*SUPPLIED INFORMATION:*
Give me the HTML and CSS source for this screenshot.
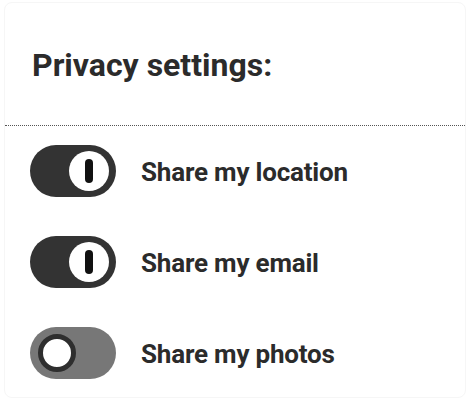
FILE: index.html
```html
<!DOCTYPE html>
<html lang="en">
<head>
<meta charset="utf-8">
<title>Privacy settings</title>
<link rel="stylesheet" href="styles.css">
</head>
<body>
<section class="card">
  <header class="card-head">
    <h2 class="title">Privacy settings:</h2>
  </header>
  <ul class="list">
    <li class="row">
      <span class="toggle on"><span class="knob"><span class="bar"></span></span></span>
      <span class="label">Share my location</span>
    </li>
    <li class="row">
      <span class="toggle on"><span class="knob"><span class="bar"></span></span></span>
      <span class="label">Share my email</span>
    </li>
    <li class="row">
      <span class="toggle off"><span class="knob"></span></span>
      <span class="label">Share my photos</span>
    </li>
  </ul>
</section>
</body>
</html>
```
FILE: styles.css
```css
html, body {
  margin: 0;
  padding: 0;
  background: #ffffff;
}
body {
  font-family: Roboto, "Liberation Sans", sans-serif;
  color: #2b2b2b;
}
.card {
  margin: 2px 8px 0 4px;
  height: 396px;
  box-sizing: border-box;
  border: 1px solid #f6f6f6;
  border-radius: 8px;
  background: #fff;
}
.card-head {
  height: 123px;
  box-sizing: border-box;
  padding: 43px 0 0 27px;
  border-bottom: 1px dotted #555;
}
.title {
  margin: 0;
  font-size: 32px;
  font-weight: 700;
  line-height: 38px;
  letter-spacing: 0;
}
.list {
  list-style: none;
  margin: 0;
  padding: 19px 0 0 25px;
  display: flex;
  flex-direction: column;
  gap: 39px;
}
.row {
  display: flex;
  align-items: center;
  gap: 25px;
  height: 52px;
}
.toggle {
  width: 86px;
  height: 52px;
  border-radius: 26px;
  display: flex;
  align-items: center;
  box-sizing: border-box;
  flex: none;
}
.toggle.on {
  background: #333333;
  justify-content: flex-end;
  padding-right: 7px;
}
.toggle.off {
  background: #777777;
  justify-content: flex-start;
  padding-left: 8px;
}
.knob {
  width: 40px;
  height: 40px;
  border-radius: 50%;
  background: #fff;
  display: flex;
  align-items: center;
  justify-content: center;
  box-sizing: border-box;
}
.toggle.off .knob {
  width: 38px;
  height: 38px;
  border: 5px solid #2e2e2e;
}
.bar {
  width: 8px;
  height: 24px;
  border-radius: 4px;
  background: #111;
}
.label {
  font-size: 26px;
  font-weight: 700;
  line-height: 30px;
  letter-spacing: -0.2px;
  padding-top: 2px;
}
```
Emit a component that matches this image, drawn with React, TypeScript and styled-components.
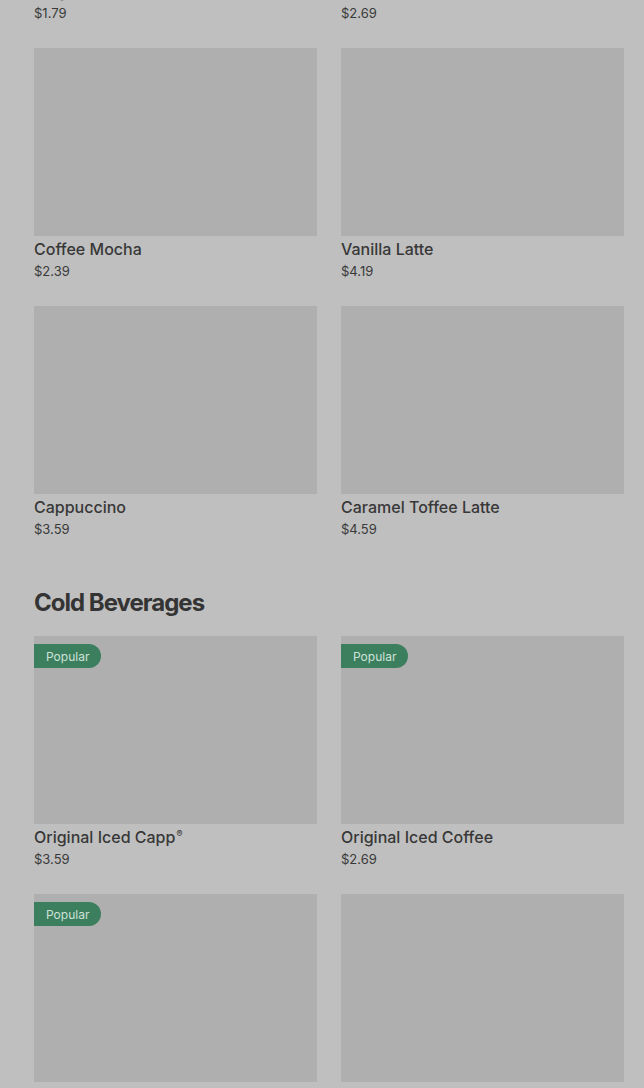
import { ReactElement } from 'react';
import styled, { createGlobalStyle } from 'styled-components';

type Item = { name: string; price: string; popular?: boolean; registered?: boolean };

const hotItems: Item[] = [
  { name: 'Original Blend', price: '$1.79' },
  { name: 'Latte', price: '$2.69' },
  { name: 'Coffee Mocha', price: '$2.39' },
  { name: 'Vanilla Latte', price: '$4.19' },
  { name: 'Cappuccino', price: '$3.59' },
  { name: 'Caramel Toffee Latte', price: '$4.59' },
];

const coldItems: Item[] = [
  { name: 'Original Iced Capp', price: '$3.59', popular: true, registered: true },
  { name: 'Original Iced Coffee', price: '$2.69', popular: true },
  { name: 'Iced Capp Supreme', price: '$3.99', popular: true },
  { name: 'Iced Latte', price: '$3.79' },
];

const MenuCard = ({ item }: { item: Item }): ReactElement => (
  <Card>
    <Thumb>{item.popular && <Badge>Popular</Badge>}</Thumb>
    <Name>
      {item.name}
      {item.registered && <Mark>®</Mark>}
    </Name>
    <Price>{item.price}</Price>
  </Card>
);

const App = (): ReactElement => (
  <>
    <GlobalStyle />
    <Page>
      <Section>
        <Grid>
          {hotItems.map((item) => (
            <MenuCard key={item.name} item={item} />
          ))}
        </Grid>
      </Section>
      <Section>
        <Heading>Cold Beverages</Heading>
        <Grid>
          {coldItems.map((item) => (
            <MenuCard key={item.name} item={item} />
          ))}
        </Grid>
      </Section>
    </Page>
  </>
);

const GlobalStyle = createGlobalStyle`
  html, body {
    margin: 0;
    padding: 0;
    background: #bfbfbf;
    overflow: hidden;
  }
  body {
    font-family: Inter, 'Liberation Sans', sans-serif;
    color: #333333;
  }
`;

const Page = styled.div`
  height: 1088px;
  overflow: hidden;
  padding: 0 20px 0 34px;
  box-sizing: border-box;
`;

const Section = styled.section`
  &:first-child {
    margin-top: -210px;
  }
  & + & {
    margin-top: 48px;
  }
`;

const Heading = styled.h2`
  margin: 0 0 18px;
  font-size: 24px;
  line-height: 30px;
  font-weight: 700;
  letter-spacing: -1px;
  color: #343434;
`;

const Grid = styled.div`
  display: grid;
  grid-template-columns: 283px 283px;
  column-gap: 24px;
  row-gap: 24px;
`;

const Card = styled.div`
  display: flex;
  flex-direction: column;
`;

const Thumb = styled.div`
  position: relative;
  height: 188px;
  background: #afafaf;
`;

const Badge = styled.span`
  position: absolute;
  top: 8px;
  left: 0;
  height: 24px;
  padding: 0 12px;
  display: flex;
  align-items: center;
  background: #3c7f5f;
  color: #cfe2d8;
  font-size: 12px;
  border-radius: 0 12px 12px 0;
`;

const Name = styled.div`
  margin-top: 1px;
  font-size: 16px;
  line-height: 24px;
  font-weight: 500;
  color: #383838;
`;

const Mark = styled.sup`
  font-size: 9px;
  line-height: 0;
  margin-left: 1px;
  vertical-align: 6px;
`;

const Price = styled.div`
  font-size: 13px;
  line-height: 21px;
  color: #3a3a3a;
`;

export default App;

*WRITTEN REQUEST:* Search the listing above for the string "this". Copy every line that contains it.

*OUTPUT OF THE EXERCISE:*
Give me the HTML and CSS source for this screenshot.
Emit a component that matches this image, drawn with React, TypeScript and styled-components.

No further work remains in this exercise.